**Dataset extract**
***
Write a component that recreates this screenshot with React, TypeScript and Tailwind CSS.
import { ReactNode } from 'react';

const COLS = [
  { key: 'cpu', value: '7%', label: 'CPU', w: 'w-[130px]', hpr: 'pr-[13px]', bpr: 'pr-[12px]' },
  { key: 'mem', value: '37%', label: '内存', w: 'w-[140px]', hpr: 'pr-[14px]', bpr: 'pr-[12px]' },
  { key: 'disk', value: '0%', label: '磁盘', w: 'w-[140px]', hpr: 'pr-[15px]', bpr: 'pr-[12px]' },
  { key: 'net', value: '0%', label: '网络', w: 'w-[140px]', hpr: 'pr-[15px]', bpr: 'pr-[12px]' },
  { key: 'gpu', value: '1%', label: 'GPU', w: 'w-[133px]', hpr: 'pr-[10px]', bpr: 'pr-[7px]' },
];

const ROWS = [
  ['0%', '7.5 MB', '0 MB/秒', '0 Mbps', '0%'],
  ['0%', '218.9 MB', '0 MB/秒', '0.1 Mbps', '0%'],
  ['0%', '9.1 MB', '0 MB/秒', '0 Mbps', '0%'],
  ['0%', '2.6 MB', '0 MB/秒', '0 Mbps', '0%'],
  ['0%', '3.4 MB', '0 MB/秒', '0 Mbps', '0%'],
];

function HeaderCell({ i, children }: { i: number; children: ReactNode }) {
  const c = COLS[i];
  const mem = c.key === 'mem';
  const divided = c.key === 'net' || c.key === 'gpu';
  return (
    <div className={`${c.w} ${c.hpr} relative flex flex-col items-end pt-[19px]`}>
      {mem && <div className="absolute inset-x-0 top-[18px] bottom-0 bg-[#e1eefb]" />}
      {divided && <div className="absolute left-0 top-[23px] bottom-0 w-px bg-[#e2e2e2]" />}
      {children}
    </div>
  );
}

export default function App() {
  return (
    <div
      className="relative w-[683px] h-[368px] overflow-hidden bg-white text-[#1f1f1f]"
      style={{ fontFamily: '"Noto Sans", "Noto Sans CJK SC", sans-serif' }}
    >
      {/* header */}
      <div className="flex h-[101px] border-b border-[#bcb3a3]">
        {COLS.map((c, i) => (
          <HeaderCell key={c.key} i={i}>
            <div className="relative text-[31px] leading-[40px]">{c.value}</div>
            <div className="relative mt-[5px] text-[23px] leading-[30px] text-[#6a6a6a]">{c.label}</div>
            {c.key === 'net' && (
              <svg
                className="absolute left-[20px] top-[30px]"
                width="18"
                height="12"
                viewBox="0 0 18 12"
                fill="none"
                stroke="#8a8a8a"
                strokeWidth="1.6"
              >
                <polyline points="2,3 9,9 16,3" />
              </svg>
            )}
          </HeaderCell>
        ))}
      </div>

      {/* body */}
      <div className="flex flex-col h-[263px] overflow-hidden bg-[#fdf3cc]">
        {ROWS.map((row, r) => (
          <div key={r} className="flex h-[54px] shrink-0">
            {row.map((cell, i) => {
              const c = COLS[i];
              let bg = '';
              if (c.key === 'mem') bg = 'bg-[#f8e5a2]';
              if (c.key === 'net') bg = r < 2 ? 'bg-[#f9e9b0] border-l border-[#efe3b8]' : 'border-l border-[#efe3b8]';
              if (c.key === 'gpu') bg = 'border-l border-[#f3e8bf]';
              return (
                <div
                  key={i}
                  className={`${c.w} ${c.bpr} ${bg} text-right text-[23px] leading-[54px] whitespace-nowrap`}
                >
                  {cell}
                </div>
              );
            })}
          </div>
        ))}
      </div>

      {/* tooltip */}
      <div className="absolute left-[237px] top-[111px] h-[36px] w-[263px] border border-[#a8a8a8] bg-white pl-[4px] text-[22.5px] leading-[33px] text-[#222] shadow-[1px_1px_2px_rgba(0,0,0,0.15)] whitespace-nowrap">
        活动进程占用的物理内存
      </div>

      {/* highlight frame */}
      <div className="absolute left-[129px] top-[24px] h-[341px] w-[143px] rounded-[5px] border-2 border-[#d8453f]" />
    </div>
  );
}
***
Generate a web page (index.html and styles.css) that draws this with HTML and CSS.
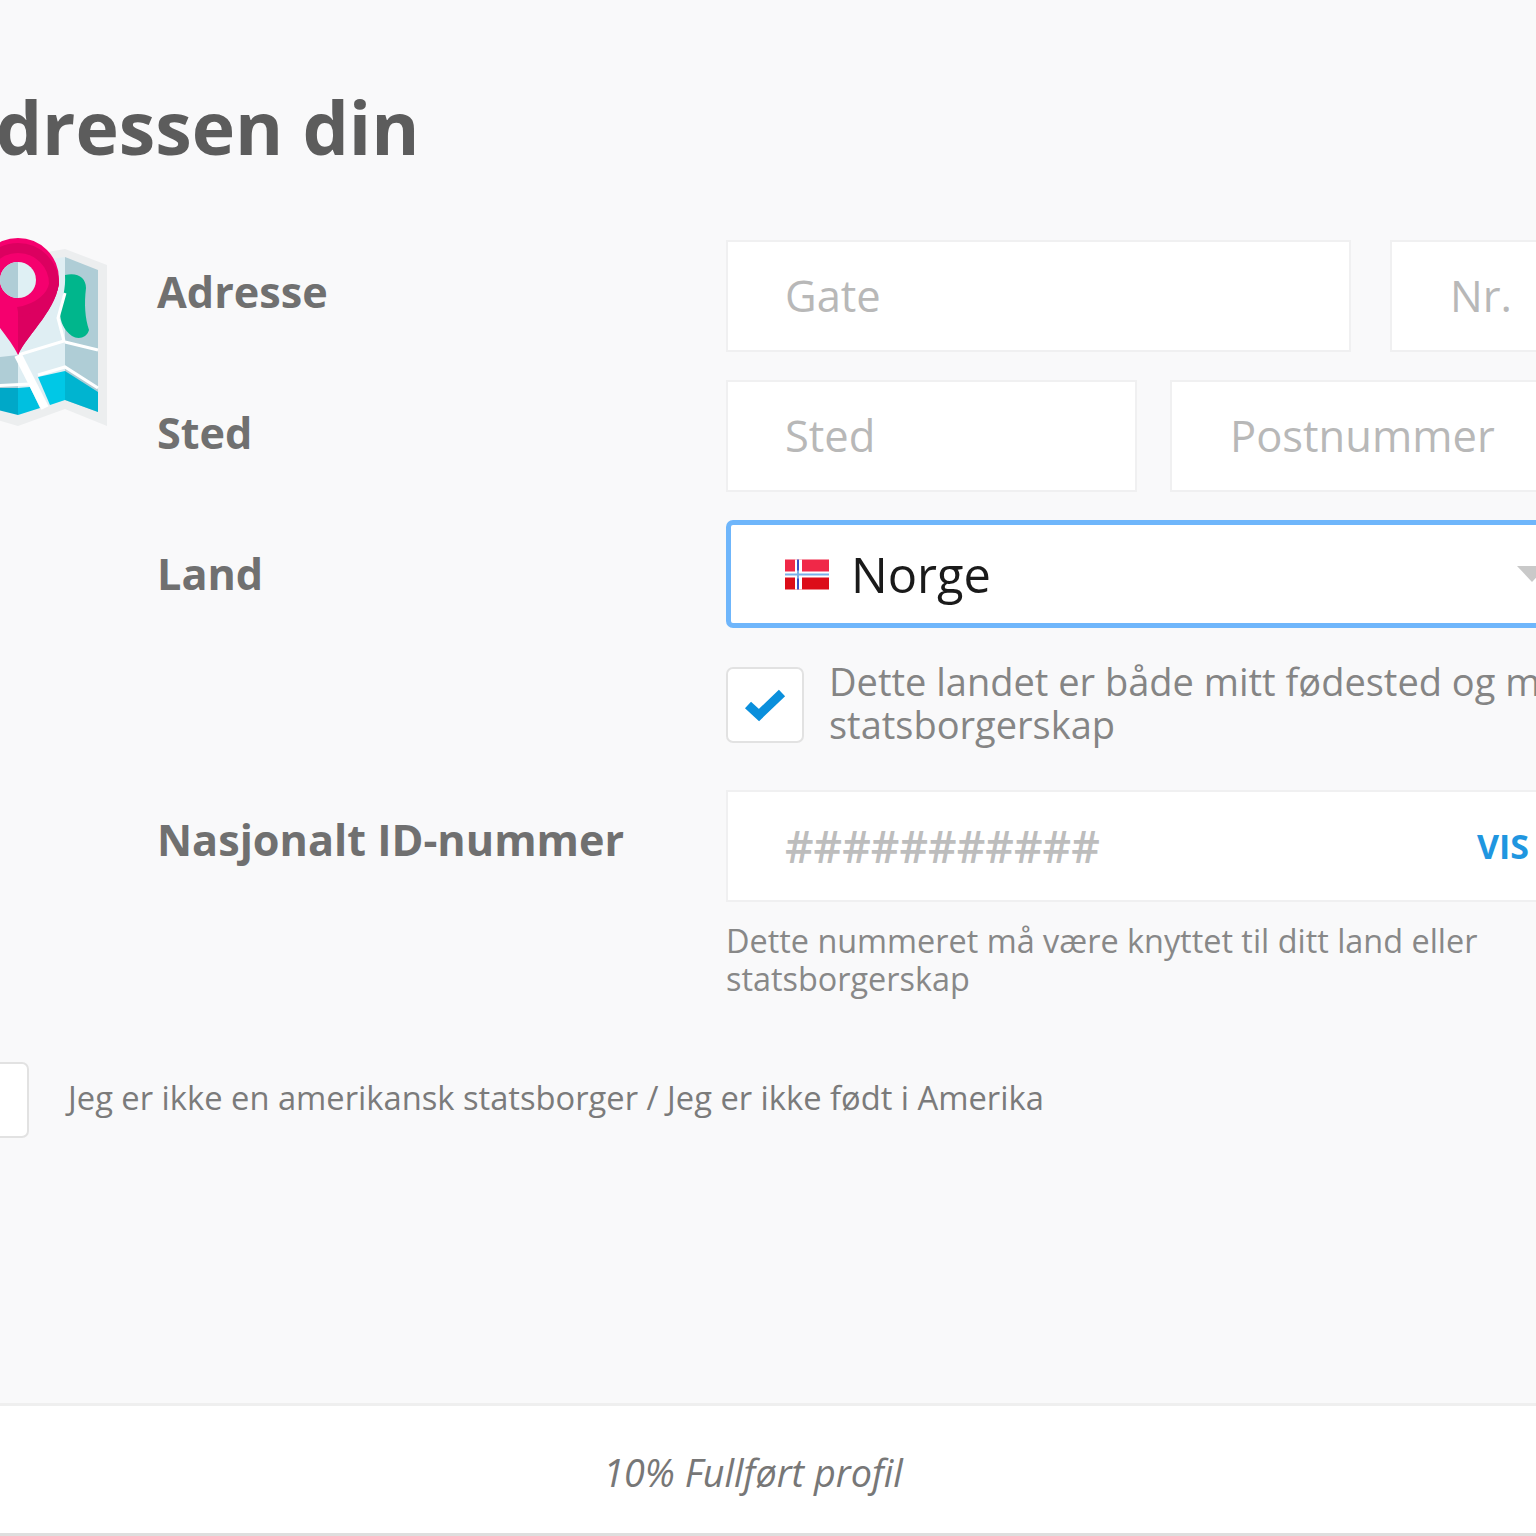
***
**Stated exercise**
Pull every line containing the word "with" out of the material and copy it.

**Response to the exercise**
Write a component that recreates this screenshot with React, TypeScript and Tailwind CSS.
Generate a web page (index.html and styles.css) that draws this with HTML and CSS.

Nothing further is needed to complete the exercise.